━━━ Data shown ━━━
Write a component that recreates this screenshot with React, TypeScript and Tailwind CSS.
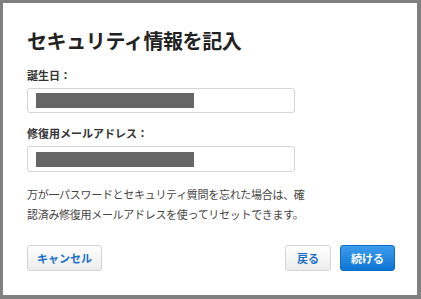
export default function App() {
  return (
    <div
      className="w-[421px] h-[299px] bg-[#808080] pt-[3px] pl-[3px]"
      style={{ fontFamily: '"Noto Sans CJK JP", "Noto Sans", sans-serif' }}
    >
      <div className="w-[414px] h-[292px] bg-white pl-[24px] pr-[22px] pt-[24px]">
        <h1 className="text-[20px] font-bold text-[#222] leading-[28px] tracking-[-0.4px]">
          セキュリティ情報を記入
        </h1>

        <label className="block mt-[12px] text-[11px] font-bold text-[#333] leading-[16px]">
          誕生日：
        </label>
        <div className="mt-[5px] w-[268px] h-[25px] border border-[#d6d6d6] rounded-[3px] flex items-center pl-[8px]">
          <div className="w-[158px] h-[15px] bg-[#666]" />
        </div>

        <label className="block mt-[12px] text-[11px] font-bold text-[#333] leading-[16px]">
          修復用メールアドレス：
        </label>
        <div className="mt-[5px] w-[268px] h-[26px] border border-[#d6d6d6] rounded-[3px] flex items-center pl-[8px]">
          <div className="w-[158px] h-[15px] bg-[#666]" />
        </div>

        <p className="mt-[12px] text-[11px] text-[#444] leading-[20px] tracking-[-0.3px]">
          万が一パスワードとセキュリティ質問を忘れた場合は、確
          <br />
          認済み修復用メールアドレスを使ってリセットできます。
        </p>

        <div className="mt-[21px] flex items-center">
          <button className="w-[75px] h-[26px] rounded-[3px] border border-[#d4d4d4] bg-gradient-to-b from-white to-[#ececec] text-[11px] font-bold text-[#1a6fc9]">
            キャンセル
          </button>
          <div className="flex-1" />
          <button className="w-[46px] h-[26px] rounded-[3px] border border-[#d4d4d4] bg-gradient-to-b from-white to-[#ececec] text-[11px] font-bold text-[#1a6fc9]">
            戻る
          </button>
          <button className="ml-[9px] w-[55px] h-[26px] rounded-[3px] border border-[#0d6fc4] bg-gradient-to-b from-[#3a9cec] to-[#0c74d4] text-[11px] font-bold text-white">
            続ける
          </button>
        </div>
      </div>
    </div>
  );
}
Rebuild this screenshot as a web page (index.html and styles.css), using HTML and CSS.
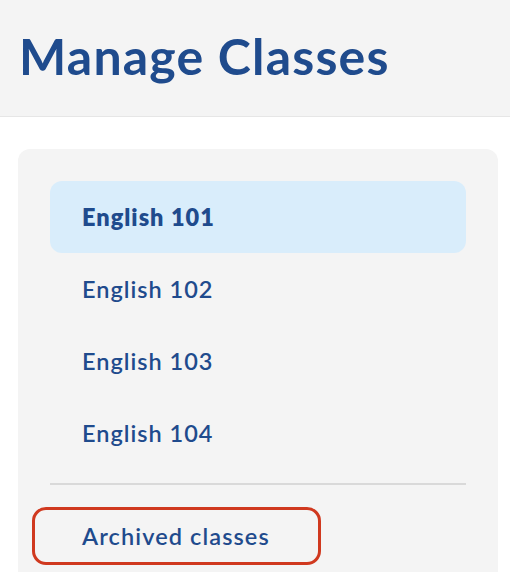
FILE: index.html
```html
<!DOCTYPE html>
<html lang="en">
<head>
<meta charset="utf-8">
<title>Manage Classes</title>
<link rel="stylesheet" href="styles.css">
</head>
<body>
<header class="page-header">
  <h1 class="title">Manage Classes</h1>
</header>
<main class="content">
  <nav class="card">
    <ul class="class-list">
      <li class="class-item active">English 101</li>
      <li class="class-item">English 102</li>
      <li class="class-item">English 103</li>
      <li class="class-item">English 104</li>
    </ul>
    <hr class="divider">
    <a class="archived" href="#">Archived classes</a>
  </nav>
</main>
</body>
</html>
```

FILE: styles.css
```css
* { box-sizing: border-box; }
html, body {
  margin: 0;
  padding: 0;
  background: #ffffff;
  font-family: "Lato", "Noto Sans", sans-serif;
  color: #1f4b8d;
  overflow: hidden;
}
.page-header {
  height: 117px;
  background: #f4f4f4;
  border-bottom: 1px solid #e6e6e6;
  display: flex;
  align-items: center;
  padding-left: 19px;
}
.title {
  margin: 0;
  font-size: 50px;
  font-weight: 700;
  letter-spacing: 1.2px;
  line-height: 1;
  color: #1f4b8d;
  padding-bottom: 4px;
}
.content {
  padding: 32px 12px 0 18px;
}
.card {
  background: #f4f4f4;
  border-radius: 12px;
  padding: 32px 32px 40px;
  min-height: 460px;
}
.class-list {
  list-style: none;
  margin: 0;
  padding: 0;
}
.class-item {
  height: 72px;
  display: flex;
  align-items: center;
  padding-left: 32px;
  font-size: 23.5px;
  font-weight: 600;
  letter-spacing: 1px;
  border-radius: 12px;
}
.class-item.active {
  background: #d9edfb;
  font-weight: 800;
}
.divider {
  border: 0;
  height: 2px;
  background: #d9d9d9;
  margin: 14px 0 0;
}
.archived {
  display: inline-flex;
  align-items: center;
  height: 58px;
  margin: 22px 0 0 -18px;
  padding: 0 48px 0 47px;
  border: 3px solid #d0391f;
  border-radius: 14px;
  color: #1f4b8d;
  text-decoration: none;
  font-size: 23.5px;
  font-weight: 600;
  letter-spacing: 1.1px;
}
```
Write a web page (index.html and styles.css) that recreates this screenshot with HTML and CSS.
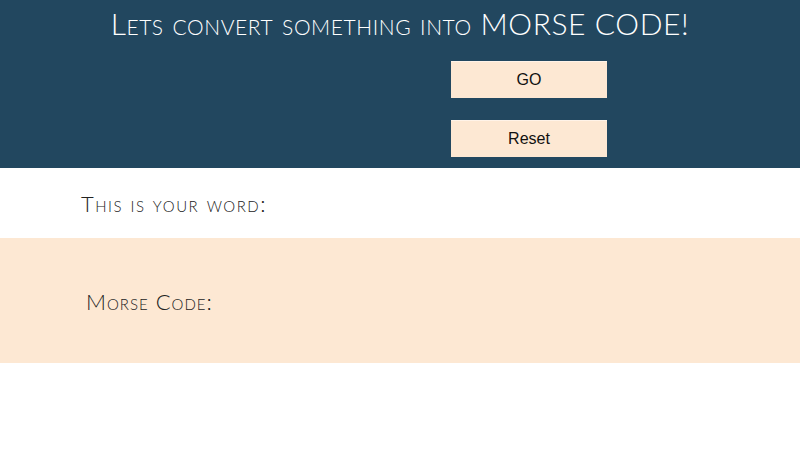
FILE: index.html
```html
<!DOCTYPE html>
<html>
	<head>
		<meta charset="UTF-8">
		<title>Morse Code</title>
		<link rel="stylesheet" href="styles.css">
	</head>
	<body>
		<!--头部-->
		<div class="top">
			<h1>Lets convert something into MORSE CODE!</h1>
			<div class="btns">
				<button class="btn">GO</button>
				<button class="btn">Reset</button>
			</div>
		</div>
		<!--输入的单词-->
		<div class="word">
			<p>This is your word:</p>
		</div>
		<!--摩斯码-->
		<div class="morse">
			<p>Morse Code:</p>
		</div>
	</body>
</html>
```

FILE: styles.css
```css
*{
	margin: 0;
	padding: 0;
	box-sizing: border-box;
}
body{
	font-family: Lato, "Liberation Sans", sans-serif;
	background: #fff;
}
.top{
	height: 168px;
	background: #22475f;
	padding-top: 6px;
}
.top h1{
	font-size: 30px;
	font-weight: 300;
	font-variant: small-caps;
	letter-spacing: 0.6px;
	color: #fff;
	text-align: center;
	line-height: 34px;
}
.btns{
	display: flex;
	flex-direction: column;
	gap: 22px;
	padding-left: 451px;
	margin-top: 21px;
}
.btn{
	width: 156px;
	height: 37px;
	background: #fde8d3;
	border: none;
	border-top: 1px solid #fff3e8;
	font-family: "Liberation Sans", Arial, sans-serif;
	font-size: 16px;
	color: #111;
	cursor: pointer;
}
.word{
	height: 70px;
	padding: 22px 0 0 81px;
}
.word p,.morse p{
	font-size: 22px;
	font-weight: 300;
	font-variant: small-caps;
	letter-spacing: 1.5px;
	color: #222;
}
.morse{
	height: 125px;
	background: #fde8d3;
	padding: 50px 0 0 86px;
}
.morse p{
	letter-spacing: 1px;
}
```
━━━
### Exercise instructions
Ignore the images and quote every line of the listing exactly.

### Solution for this task
Write a component that recreates this screenshot with React, TypeScript and Tailwind CSS.
export default function App() {
  return (
    <div
      className="w-[421px] h-[299px] bg-[#808080] pt-[3px] pl-[3px]"
      style={{ fontFamily: '"Noto Sans CJK JP", "Noto Sans", sans-serif' }}
    >
      <div className="w-[414px] h-[292px] bg-white pl-[24px] pr-[22px] pt-[24px]">
        <h1 className="text-[20px] font-bold text-[#222] leading-[28px] tracking-[-0.4px]">
          セキュリティ情報を記入
        </h1>

        <label className="block mt-[12px] text-[11px] font-bold text-[#333] leading-[16px]">
          誕生日：
        </label>
        <div className="mt-[5px] w-[268px] h-[25px] border border-[#d6d6d6] rounded-[3px] flex items-center pl-[8px]">
          <div className="w-[158px] h-[15px] bg-[#666]" />
        </div>

        <label className="block mt-[12px] text-[11px] font-bold text-[#333] leading-[16px]">
          修復用メールアドレス：
        </label>
        <div className="mt-[5px] w-[268px] h-[26px] border border-[#d6d6d6] rounded-[3px] flex items-center pl-[8px]">
          <div className="w-[158px] h-[15px] bg-[#666]" />
        </div>

        <p className="mt-[12px] text-[11px] text-[#444] leading-[20px] tracking-[-0.3px]">
          万が一パスワードとセキュリティ質問を忘れた場合は、確
          <br />
          認済み修復用メールアドレスを使ってリセットできます。
        </p>

        <div className="mt-[21px] flex items-center">
          <button className="w-[75px] h-[26px] rounded-[3px] border border-[#d4d4d4] bg-gradient-to-b from-white to-[#ececec] text-[11px] font-bold text-[#1a6fc9]">
            キャンセル
          </button>
          <div className="flex-1" />
          <button className="w-[46px] h-[26px] rounded-[3px] border border-[#d4d4d4] bg-gradient-to-b from-white to-[#ececec] text-[11px] font-bold text-[#1a6fc9]">
            戻る
          </button>
          <button className="ml-[9px] w-[55px] h-[26px] rounded-[3px] border border-[#0d6fc4] bg-gradient-to-b from-[#3a9cec] to-[#0c74d4] text-[11px] font-bold text-white">
            続ける
          </button>
        </div>
      </div>
    </div>
  );
}
Rebuild this screenshot as a web page (index.html and styles.css), using HTML and CSS.
FILE: index.html
```html
<!DOCTYPE html>
<html lang="en">
<head>
<meta charset="utf-8">
<title>Manage Classes</title>
<link rel="stylesheet" href="styles.css">
</head>
<body>
<header class="page-header">
  <h1 class="title">Manage Classes</h1>
</header>
<main class="content">
  <nav class="card">
    <ul class="class-list">
      <li class="class-item active">English 101</li>
      <li class="class-item">English 102</li>
      <li class="class-item">English 103</li>
      <li class="class-item">English 104</li>
    </ul>
    <hr class="divider">
    <a class="archived" href="#">Archived classes</a>
  </nav>
</main>
</body>
</html>
```

FILE: styles.css
```css
* { box-sizing: border-box; }
html, body {
  margin: 0;
  padding: 0;
  background: #ffffff;
  font-family: "Lato", "Noto Sans", sans-serif;
  color: #1f4b8d;
  overflow: hidden;
}
.page-header {
  height: 117px;
  background: #f4f4f4;
  border-bottom: 1px solid #e6e6e6;
  display: flex;
  align-items: center;
  padding-left: 19px;
}
.title {
  margin: 0;
  font-size: 50px;
  font-weight: 700;
  letter-spacing: 1.2px;
  line-height: 1;
  color: #1f4b8d;
  padding-bottom: 4px;
}
.content {
  padding: 32px 12px 0 18px;
}
.card {
  background: #f4f4f4;
  border-radius: 12px;
  padding: 32px 32px 40px;
  min-height: 460px;
}
.class-list {
  list-style: none;
  margin: 0;
  padding: 0;
}
.class-item {
  height: 72px;
  display: flex;
  align-items: center;
  padding-left: 32px;
  font-size: 23.5px;
  font-weight: 600;
  letter-spacing: 1px;
  border-radius: 12px;
}
.class-item.active {
  background: #d9edfb;
  font-weight: 800;
}
.divider {
  border: 0;
  height: 2px;
  background: #d9d9d9;
  margin: 14px 0 0;
}
.archived {
  display: inline-flex;
  align-items: center;
  height: 58px;
  margin: 22px 0 0 -18px;
  padding: 0 48px 0 47px;
  border: 3px solid #d0391f;
  border-radius: 14px;
  color: #1f4b8d;
  text-decoration: none;
  font-size: 23.5px;
  font-weight: 600;
  letter-spacing: 1.1px;
}
```
Write a web page (index.html and styles.css) that recreates this screenshot with HTML and CSS.
FILE: index.html
```html
<!DOCTYPE html>
<html>
	<head>
		<meta charset="UTF-8">
		<title>Morse Code</title>
		<link rel="stylesheet" href="styles.css">
	</head>
	<body>
		<!--头部-->
		<div class="top">
			<h1>Lets convert something into MORSE CODE!</h1>
			<div class="btns">
				<button class="btn">GO</button>
				<button class="btn">Reset</button>
			</div>
		</div>
		<!--输入的单词-->
		<div class="word">
			<p>This is your word:</p>
		</div>
		<!--摩斯码-->
		<div class="morse">
			<p>Morse Code:</p>
		</div>
	</body>
</html>
```

FILE: styles.css
```css
*{
	margin: 0;
	padding: 0;
	box-sizing: border-box;
}
body{
	font-family: Lato, "Liberation Sans", sans-serif;
	background: #fff;
}
.top{
	height: 168px;
	background: #22475f;
	padding-top: 6px;
}
.top h1{
	font-size: 30px;
	font-weight: 300;
	font-variant: small-caps;
	letter-spacing: 0.6px;
	color: #fff;
	text-align: center;
	line-height: 34px;
}
.btns{
	display: flex;
	flex-direction: column;
	gap: 22px;
	padding-left: 451px;
	margin-top: 21px;
}
.btn{
	width: 156px;
	height: 37px;
	background: #fde8d3;
	border: none;
	border-top: 1px solid #fff3e8;
	font-family: "Liberation Sans", Arial, sans-serif;
	font-size: 16px;
	color: #111;
	cursor: pointer;
}
.word{
	height: 70px;
	padding: 22px 0 0 81px;
}
.word p,.morse p{
	font-size: 22px;
	font-weight: 300;
	font-variant: small-caps;
	letter-spacing: 1.5px;
	color: #222;
}
.morse{
	height: 125px;
	background: #fde8d3;
	padding: 50px 0 0 86px;
}
.morse p{
	letter-spacing: 1px;
}
```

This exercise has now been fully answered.